Strain induced phase formation, microstructural evolution and bandgap narrowing in strained TiO2 nanocrystals grown by ball milling

Band gap narrowing in metal oxide semiconductor nanostructures is important and advantageous for various potential applications including visible light photocatalysis. We present a systematic study on the anomalous strain evolution, phase change and band gap narrowing in TiO2 nanocrystals (NCs) as a result of ball milling. In addition to the size reduction and strain evolution with milling time, we report the formation of a new phase of TiO2 with milling, as identified in the XRD pattern and Raman spectra for the first time. Besides the tetragonal anatase phase of TiO2 NCs, two additional peaks centered at 2θ = 31.28° and 41.60° evolve with milling, and it corresponds to the (1¯ 12) and (312) planes of Ti3O5, respectively. Further, our results show that the band gap of TiO2 NCs reduces with increasing strain and lowest band gap achieved in strained TiO2 is 2.71 eV, consistent with a recent theoretical calculation. The evolution of the crystallite size, strain, stress and energy density was evaluated from the line shape analysis of the XRD pattern using various models, such as uniform deformation model, uniform stress deformation model, uniform deformation energy density model and the results are compared with those obtained directly from HRTEM analyses.
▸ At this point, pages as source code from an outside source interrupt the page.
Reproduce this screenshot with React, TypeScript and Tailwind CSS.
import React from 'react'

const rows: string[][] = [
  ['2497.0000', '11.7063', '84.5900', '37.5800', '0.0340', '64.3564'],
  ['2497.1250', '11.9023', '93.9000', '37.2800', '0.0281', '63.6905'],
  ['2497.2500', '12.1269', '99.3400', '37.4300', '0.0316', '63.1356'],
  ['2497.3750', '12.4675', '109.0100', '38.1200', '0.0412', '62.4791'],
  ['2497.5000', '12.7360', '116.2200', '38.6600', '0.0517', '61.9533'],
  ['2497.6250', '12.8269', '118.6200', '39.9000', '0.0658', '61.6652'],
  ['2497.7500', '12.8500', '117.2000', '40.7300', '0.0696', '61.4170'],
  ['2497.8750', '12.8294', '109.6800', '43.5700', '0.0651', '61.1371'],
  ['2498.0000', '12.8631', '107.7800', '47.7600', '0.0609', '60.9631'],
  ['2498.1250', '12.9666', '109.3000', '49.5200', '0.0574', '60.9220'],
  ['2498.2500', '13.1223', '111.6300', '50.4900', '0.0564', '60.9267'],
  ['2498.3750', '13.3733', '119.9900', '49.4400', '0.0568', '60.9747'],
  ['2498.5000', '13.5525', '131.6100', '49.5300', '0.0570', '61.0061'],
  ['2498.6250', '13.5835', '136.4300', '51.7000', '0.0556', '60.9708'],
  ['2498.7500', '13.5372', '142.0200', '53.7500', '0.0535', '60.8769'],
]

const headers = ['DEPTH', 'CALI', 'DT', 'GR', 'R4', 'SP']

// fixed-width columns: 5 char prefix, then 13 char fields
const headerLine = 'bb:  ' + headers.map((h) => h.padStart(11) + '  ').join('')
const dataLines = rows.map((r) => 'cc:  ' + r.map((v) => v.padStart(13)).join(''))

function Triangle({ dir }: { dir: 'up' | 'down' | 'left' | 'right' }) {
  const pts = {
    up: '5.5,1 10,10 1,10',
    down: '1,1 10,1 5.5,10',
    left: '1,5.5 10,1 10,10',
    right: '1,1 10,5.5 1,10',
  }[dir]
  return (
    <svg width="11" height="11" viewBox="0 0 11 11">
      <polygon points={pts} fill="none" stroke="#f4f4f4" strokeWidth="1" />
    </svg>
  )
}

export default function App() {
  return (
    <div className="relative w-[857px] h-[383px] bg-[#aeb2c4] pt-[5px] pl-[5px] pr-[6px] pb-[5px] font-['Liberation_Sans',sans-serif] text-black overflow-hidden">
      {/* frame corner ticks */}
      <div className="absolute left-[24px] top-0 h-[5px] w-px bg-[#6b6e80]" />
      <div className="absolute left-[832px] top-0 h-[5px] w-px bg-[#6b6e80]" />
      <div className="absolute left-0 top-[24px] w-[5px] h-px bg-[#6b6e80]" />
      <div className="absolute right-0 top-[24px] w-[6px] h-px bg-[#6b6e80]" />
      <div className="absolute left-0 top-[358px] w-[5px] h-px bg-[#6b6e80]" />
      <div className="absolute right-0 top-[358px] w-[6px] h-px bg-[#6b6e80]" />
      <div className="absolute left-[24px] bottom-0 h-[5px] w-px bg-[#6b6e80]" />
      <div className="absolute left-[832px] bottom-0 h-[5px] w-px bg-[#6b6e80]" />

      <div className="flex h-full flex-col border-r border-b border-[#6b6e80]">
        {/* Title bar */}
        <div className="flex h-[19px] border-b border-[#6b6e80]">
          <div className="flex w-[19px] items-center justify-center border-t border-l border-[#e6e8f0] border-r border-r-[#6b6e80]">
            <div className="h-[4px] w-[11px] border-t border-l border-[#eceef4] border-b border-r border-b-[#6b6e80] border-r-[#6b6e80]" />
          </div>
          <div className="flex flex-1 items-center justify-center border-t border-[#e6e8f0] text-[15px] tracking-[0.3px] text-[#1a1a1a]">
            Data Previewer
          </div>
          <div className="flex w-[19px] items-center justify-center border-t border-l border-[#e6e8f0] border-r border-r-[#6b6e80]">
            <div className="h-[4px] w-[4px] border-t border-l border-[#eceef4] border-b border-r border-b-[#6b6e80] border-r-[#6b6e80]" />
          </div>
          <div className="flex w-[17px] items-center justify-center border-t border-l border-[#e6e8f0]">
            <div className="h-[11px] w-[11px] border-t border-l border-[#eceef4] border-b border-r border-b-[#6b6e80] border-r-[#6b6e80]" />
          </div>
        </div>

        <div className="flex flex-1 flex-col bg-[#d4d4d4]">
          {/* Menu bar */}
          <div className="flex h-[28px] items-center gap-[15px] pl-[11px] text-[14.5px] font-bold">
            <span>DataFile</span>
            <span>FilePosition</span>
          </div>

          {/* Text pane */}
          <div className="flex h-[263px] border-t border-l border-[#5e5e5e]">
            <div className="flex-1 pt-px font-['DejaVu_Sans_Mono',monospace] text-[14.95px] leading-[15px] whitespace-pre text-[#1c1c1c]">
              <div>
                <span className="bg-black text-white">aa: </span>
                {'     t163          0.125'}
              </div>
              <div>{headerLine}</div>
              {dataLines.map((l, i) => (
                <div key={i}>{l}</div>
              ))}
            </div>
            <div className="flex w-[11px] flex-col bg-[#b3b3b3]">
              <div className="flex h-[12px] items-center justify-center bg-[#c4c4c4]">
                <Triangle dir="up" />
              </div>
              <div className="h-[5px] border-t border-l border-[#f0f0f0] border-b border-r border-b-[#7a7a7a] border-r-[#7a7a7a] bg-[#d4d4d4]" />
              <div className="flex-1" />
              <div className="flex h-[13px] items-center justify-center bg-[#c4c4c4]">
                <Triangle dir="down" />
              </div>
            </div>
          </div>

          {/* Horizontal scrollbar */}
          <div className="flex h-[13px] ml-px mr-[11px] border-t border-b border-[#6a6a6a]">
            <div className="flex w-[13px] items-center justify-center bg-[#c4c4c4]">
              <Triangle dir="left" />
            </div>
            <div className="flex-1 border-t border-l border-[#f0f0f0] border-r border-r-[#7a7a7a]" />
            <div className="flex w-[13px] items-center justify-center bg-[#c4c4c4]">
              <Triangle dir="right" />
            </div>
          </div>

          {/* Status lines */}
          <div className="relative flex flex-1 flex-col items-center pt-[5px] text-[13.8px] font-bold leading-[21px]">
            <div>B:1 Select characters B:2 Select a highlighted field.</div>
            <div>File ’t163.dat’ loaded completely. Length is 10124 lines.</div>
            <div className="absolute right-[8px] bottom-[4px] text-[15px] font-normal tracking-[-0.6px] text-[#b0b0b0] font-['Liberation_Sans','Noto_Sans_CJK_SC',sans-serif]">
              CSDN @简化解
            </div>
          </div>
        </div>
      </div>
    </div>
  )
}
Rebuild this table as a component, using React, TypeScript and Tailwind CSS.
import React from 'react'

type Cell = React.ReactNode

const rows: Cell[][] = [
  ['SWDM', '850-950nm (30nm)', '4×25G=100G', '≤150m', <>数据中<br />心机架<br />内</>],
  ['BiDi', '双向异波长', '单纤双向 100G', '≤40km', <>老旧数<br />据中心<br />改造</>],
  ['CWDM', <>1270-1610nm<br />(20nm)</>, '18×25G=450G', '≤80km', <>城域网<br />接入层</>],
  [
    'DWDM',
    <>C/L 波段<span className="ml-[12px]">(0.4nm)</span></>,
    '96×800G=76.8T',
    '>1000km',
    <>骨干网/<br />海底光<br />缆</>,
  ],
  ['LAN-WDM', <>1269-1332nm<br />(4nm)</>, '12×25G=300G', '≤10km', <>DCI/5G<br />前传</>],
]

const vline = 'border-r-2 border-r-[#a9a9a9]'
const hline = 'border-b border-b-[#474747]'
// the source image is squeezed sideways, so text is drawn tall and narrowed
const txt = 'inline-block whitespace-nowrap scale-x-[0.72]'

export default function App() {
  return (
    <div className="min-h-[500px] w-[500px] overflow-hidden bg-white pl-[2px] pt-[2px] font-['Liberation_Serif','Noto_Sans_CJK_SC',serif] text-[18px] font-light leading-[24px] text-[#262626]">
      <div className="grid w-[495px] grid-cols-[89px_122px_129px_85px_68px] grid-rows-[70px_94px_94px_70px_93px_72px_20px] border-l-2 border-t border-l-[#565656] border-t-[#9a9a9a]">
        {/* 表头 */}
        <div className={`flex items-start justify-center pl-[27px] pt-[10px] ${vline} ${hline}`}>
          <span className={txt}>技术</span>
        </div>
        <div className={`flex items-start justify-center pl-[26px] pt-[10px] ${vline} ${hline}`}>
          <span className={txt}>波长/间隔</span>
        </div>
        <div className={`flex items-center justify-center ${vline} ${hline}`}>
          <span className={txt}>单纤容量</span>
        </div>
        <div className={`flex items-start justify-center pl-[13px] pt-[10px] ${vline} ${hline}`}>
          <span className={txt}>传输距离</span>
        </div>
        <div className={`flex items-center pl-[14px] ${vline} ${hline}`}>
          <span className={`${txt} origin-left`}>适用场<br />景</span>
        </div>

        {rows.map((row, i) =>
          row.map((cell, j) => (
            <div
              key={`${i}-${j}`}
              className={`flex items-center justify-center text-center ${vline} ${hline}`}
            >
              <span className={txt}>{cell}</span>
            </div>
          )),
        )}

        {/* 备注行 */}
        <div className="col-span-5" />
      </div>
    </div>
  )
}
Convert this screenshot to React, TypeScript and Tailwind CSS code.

The increased d-spacing with milling time was attributed to the tensile strain in TiO2 NCs. Direct evidence of lattice strain and strain relaxation is provided from HRTEM imaging and differential scanning calorimetry analyses. Our results demonstrate strain engineering of TiO2 to achieve narrow bandgap in anatase TiO2 NCs, which are promising for visible light photocatalytic and other emerging applications.